● Work required
Copy the lines below as they are; omit the images they contain.
== Information given
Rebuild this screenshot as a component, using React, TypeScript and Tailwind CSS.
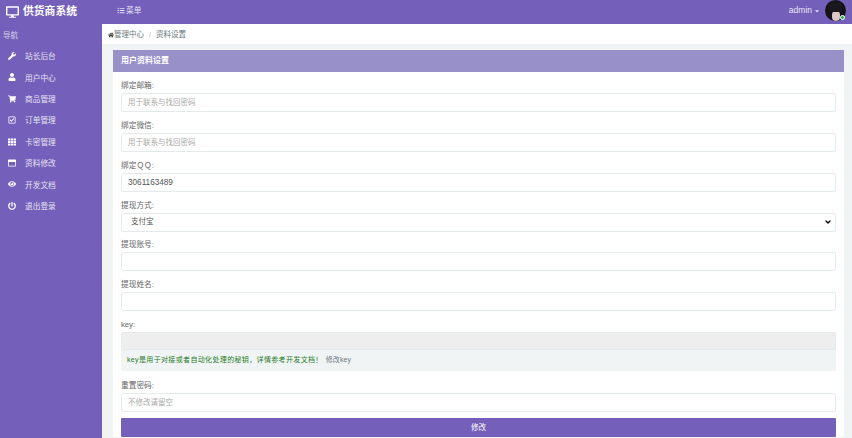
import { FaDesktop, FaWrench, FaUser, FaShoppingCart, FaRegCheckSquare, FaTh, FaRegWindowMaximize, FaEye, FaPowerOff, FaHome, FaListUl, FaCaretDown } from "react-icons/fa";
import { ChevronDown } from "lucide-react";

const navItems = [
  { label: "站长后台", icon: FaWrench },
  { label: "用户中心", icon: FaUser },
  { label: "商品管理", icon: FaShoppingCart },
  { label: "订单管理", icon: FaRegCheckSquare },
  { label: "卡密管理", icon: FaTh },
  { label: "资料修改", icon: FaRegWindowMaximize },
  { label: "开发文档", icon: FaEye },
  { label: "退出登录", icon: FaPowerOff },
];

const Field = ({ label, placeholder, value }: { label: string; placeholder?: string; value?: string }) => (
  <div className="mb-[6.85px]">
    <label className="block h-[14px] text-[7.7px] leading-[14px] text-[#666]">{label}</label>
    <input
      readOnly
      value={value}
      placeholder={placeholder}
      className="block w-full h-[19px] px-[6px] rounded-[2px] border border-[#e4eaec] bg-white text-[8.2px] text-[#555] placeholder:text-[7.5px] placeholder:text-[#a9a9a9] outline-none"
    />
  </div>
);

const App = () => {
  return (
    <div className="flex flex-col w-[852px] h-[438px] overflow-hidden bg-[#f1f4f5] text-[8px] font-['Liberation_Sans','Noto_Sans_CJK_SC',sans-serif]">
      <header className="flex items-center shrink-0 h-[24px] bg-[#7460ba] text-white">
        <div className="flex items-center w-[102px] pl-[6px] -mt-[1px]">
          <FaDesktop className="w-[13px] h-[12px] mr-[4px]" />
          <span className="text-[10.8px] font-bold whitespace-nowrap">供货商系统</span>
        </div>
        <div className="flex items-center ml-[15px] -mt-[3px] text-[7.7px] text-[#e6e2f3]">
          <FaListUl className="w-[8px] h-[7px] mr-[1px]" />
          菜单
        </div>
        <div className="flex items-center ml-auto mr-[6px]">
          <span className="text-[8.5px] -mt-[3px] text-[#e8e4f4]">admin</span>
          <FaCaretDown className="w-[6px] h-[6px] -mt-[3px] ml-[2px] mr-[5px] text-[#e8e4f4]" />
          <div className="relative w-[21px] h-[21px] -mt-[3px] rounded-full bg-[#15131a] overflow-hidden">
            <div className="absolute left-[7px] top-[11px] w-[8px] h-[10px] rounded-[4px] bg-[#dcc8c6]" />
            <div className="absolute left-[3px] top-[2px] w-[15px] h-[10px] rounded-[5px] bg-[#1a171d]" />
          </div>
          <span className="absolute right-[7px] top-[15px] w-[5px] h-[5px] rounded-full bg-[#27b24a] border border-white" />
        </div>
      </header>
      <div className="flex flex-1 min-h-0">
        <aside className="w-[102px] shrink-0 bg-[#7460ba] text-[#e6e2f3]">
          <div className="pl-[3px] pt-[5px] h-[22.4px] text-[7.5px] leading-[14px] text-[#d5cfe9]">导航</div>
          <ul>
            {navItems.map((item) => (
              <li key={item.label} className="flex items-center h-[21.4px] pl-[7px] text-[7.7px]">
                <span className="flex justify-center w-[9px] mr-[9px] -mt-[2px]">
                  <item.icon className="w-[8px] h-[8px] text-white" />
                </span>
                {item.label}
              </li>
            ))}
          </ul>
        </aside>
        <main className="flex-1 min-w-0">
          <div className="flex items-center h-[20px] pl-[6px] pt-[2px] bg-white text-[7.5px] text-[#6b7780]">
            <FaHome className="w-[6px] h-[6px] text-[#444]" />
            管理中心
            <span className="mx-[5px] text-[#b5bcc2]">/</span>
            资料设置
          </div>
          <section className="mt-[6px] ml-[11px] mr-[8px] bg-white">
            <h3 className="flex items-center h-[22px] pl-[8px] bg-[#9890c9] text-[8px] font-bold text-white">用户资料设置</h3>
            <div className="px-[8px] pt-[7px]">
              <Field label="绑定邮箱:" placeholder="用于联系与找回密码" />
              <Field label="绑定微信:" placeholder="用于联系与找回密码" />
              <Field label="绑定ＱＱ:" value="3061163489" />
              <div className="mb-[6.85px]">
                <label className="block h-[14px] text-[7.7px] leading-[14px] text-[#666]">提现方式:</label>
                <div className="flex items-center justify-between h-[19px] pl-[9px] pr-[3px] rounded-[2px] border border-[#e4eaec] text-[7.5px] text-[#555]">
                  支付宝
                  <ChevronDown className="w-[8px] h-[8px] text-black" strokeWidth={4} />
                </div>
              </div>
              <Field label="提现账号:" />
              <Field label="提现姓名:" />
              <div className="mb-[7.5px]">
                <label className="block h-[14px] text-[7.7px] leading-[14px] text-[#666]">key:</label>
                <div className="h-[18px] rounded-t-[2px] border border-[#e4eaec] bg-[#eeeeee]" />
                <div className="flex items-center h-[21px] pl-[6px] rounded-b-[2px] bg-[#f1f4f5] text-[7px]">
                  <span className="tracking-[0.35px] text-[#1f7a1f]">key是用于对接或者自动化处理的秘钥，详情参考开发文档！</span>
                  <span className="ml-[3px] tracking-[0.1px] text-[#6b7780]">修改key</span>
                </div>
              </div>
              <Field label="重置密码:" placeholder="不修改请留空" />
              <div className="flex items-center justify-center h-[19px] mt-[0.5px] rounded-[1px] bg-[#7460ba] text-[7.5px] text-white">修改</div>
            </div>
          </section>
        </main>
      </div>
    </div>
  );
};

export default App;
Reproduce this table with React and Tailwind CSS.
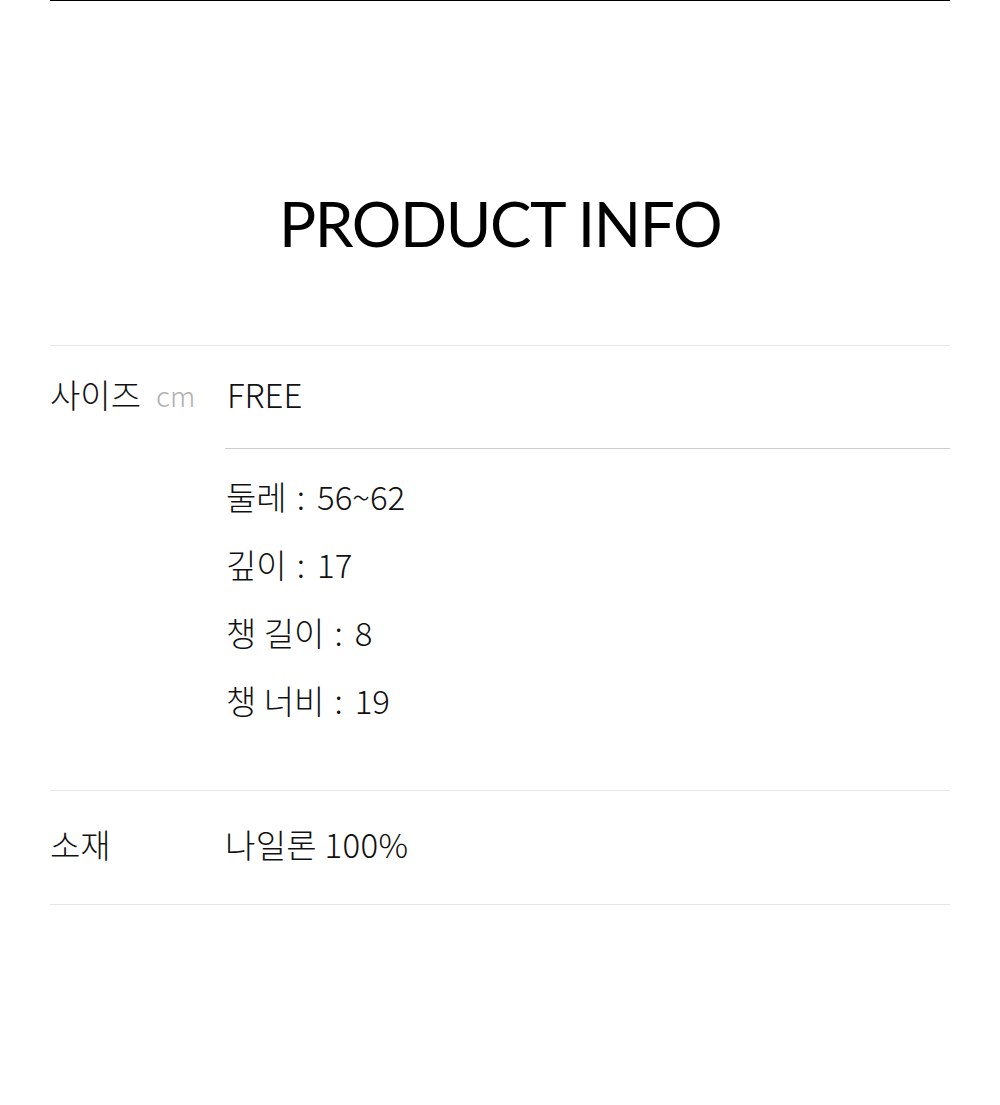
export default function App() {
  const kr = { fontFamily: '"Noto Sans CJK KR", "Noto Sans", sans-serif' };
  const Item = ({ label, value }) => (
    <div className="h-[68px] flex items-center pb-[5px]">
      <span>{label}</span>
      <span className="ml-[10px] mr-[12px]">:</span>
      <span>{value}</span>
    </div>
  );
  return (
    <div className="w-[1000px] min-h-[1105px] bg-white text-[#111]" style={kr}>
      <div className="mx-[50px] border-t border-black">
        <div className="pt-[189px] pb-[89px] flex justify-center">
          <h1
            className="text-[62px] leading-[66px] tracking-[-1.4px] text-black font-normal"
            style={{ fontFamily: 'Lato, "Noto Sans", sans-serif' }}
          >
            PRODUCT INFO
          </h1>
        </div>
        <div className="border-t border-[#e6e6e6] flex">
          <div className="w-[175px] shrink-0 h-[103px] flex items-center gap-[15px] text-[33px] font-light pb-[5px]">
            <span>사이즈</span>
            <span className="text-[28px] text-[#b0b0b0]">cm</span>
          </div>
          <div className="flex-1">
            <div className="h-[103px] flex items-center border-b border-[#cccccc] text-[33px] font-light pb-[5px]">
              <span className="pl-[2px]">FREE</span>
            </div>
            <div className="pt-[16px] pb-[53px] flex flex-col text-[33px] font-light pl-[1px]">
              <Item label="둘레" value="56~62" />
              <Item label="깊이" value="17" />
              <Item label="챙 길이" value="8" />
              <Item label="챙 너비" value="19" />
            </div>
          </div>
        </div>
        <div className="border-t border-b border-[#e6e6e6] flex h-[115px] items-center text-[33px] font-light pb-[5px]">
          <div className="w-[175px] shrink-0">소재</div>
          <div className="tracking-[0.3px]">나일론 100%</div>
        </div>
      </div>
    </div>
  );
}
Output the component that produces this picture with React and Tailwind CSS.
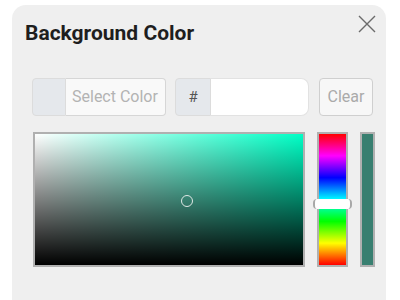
====
● Answer to this problem
Rebuild this screenshot as a component, using React, TypeScript and Tailwind CSS.
import { FaDesktop, FaWrench, FaUser, FaShoppingCart, FaRegCheckSquare, FaTh, FaRegWindowMaximize, FaEye, FaPowerOff, FaHome, FaListUl, FaCaretDown } from "react-icons/fa";
import { ChevronDown } from "lucide-react";

const navItems = [
  { label: "站长后台", icon: FaWrench },
  { label: "用户中心", icon: FaUser },
  { label: "商品管理", icon: FaShoppingCart },
  { label: "订单管理", icon: FaRegCheckSquare },
  { label: "卡密管理", icon: FaTh },
  { label: "资料修改", icon: FaRegWindowMaximize },
  { label: "开发文档", icon: FaEye },
  { label: "退出登录", icon: FaPowerOff },
];

const Field = ({ label, placeholder, value }: { label: string; placeholder?: string; value?: string }) => (
  <div className="mb-[6.85px]">
    <label className="block h-[14px] text-[7.7px] leading-[14px] text-[#666]">{label}</label>
    <input
      readOnly
      value={value}
      placeholder={placeholder}
      className="block w-full h-[19px] px-[6px] rounded-[2px] border border-[#e4eaec] bg-white text-[8.2px] text-[#555] placeholder:text-[7.5px] placeholder:text-[#a9a9a9] outline-none"
    />
  </div>
);

const App = () => {
  return (
    <div className="flex flex-col w-[852px] h-[438px] overflow-hidden bg-[#f1f4f5] text-[8px] font-['Liberation_Sans','Noto_Sans_CJK_SC',sans-serif]">
      <header className="flex items-center shrink-0 h-[24px] bg-[#7460ba] text-white">
        <div className="flex items-center w-[102px] pl-[6px] -mt-[1px]">
          <FaDesktop className="w-[13px] h-[12px] mr-[4px]" />
          <span className="text-[10.8px] font-bold whitespace-nowrap">供货商系统</span>
        </div>
        <div className="flex items-center ml-[15px] -mt-[3px] text-[7.7px] text-[#e6e2f3]">
          <FaListUl className="w-[8px] h-[7px] mr-[1px]" />
          菜单
        </div>
        <div className="flex items-center ml-auto mr-[6px]">
          <span className="text-[8.5px] -mt-[3px] text-[#e8e4f4]">admin</span>
          <FaCaretDown className="w-[6px] h-[6px] -mt-[3px] ml-[2px] mr-[5px] text-[#e8e4f4]" />
          <div className="relative w-[21px] h-[21px] -mt-[3px] rounded-full bg-[#15131a] overflow-hidden">
            <div className="absolute left-[7px] top-[11px] w-[8px] h-[10px] rounded-[4px] bg-[#dcc8c6]" />
            <div className="absolute left-[3px] top-[2px] w-[15px] h-[10px] rounded-[5px] bg-[#1a171d]" />
          </div>
          <span className="absolute right-[7px] top-[15px] w-[5px] h-[5px] rounded-full bg-[#27b24a] border border-white" />
        </div>
      </header>
      <div className="flex flex-1 min-h-0">
        <aside className="w-[102px] shrink-0 bg-[#7460ba] text-[#e6e2f3]">
          <div className="pl-[3px] pt-[5px] h-[22.4px] text-[7.5px] leading-[14px] text-[#d5cfe9]">导航</div>
          <ul>
            {navItems.map((item) => (
              <li key={item.label} className="flex items-center h-[21.4px] pl-[7px] text-[7.7px]">
                <span className="flex justify-center w-[9px] mr-[9px] -mt-[2px]">
                  <item.icon className="w-[8px] h-[8px] text-white" />
                </span>
                {item.label}
              </li>
            ))}
          </ul>
        </aside>
        <main className="flex-1 min-w-0">
          <div className="flex items-center h-[20px] pl-[6px] pt-[2px] bg-white text-[7.5px] text-[#6b7780]">
            <FaHome className="w-[6px] h-[6px] text-[#444]" />
            管理中心
            <span className="mx-[5px] text-[#b5bcc2]">/</span>
            资料设置
          </div>
          <section className="mt-[6px] ml-[11px] mr-[8px] bg-white">
            <h3 className="flex items-center h-[22px] pl-[8px] bg-[#9890c9] text-[8px] font-bold text-white">用户资料设置</h3>
            <div className="px-[8px] pt-[7px]">
              <Field label="绑定邮箱:" placeholder="用于联系与找回密码" />
              <Field label="绑定微信:" placeholder="用于联系与找回密码" />
              <Field label="绑定ＱＱ:" value="3061163489" />
              <div className="mb-[6.85px]">
                <label className="block h-[14px] text-[7.7px] leading-[14px] text-[#666]">提现方式:</label>
                <div className="flex items-center justify-between h-[19px] pl-[9px] pr-[3px] rounded-[2px] border border-[#e4eaec] text-[7.5px] text-[#555]">
                  支付宝
                  <ChevronDown className="w-[8px] h-[8px] text-black" strokeWidth={4} />
                </div>
              </div>
              <Field label="提现账号:" />
              <Field label="提现姓名:" />
              <div className="mb-[7.5px]">
                <label className="block h-[14px] text-[7.7px] leading-[14px] text-[#666]">key:</label>
                <div className="h-[18px] rounded-t-[2px] border border-[#e4eaec] bg-[#eeeeee]" />
                <div className="flex items-center h-[21px] pl-[6px] rounded-b-[2px] bg-[#f1f4f5] text-[7px]">
                  <span className="tracking-[0.35px] text-[#1f7a1f]">key是用于对接或者自动化处理的秘钥，详情参考开发文档！</span>
                  <span className="ml-[3px] tracking-[0.1px] text-[#6b7780]">修改key</span>
                </div>
              </div>
              <Field label="重置密码:" placeholder="不修改请留空" />
              <div className="flex items-center justify-center h-[19px] mt-[0.5px] rounded-[1px] bg-[#7460ba] text-[7.5px] text-white">修改</div>
            </div>
          </section>
        </main>
      </div>
    </div>
  );
};

export default App;
Reproduce this table with React and Tailwind CSS.
export default function App() {
  const kr = { fontFamily: '"Noto Sans CJK KR", "Noto Sans", sans-serif' };
  const Item = ({ label, value }) => (
    <div className="h-[68px] flex items-center pb-[5px]">
      <span>{label}</span>
      <span className="ml-[10px] mr-[12px]">:</span>
      <span>{value}</span>
    </div>
  );
  return (
    <div className="w-[1000px] min-h-[1105px] bg-white text-[#111]" style={kr}>
      <div className="mx-[50px] border-t border-black">
        <div className="pt-[189px] pb-[89px] flex justify-center">
          <h1
            className="text-[62px] leading-[66px] tracking-[-1.4px] text-black font-normal"
            style={{ fontFamily: 'Lato, "Noto Sans", sans-serif' }}
          >
            PRODUCT INFO
          </h1>
        </div>
        <div className="border-t border-[#e6e6e6] flex">
          <div className="w-[175px] shrink-0 h-[103px] flex items-center gap-[15px] text-[33px] font-light pb-[5px]">
            <span>사이즈</span>
            <span className="text-[28px] text-[#b0b0b0]">cm</span>
          </div>
          <div className="flex-1">
            <div className="h-[103px] flex items-center border-b border-[#cccccc] text-[33px] font-light pb-[5px]">
              <span className="pl-[2px]">FREE</span>
            </div>
            <div className="pt-[16px] pb-[53px] flex flex-col text-[33px] font-light pl-[1px]">
              <Item label="둘레" value="56~62" />
              <Item label="깊이" value="17" />
              <Item label="챙 길이" value="8" />
              <Item label="챙 너비" value="19" />
            </div>
          </div>
        </div>
        <div className="border-t border-b border-[#e6e6e6] flex h-[115px] items-center text-[33px] font-light pb-[5px]">
          <div className="w-[175px] shrink-0">소재</div>
          <div className="tracking-[0.3px]">나일론 100%</div>
        </div>
      </div>
    </div>
  );
}
Output the component that produces this picture with React and Tailwind CSS.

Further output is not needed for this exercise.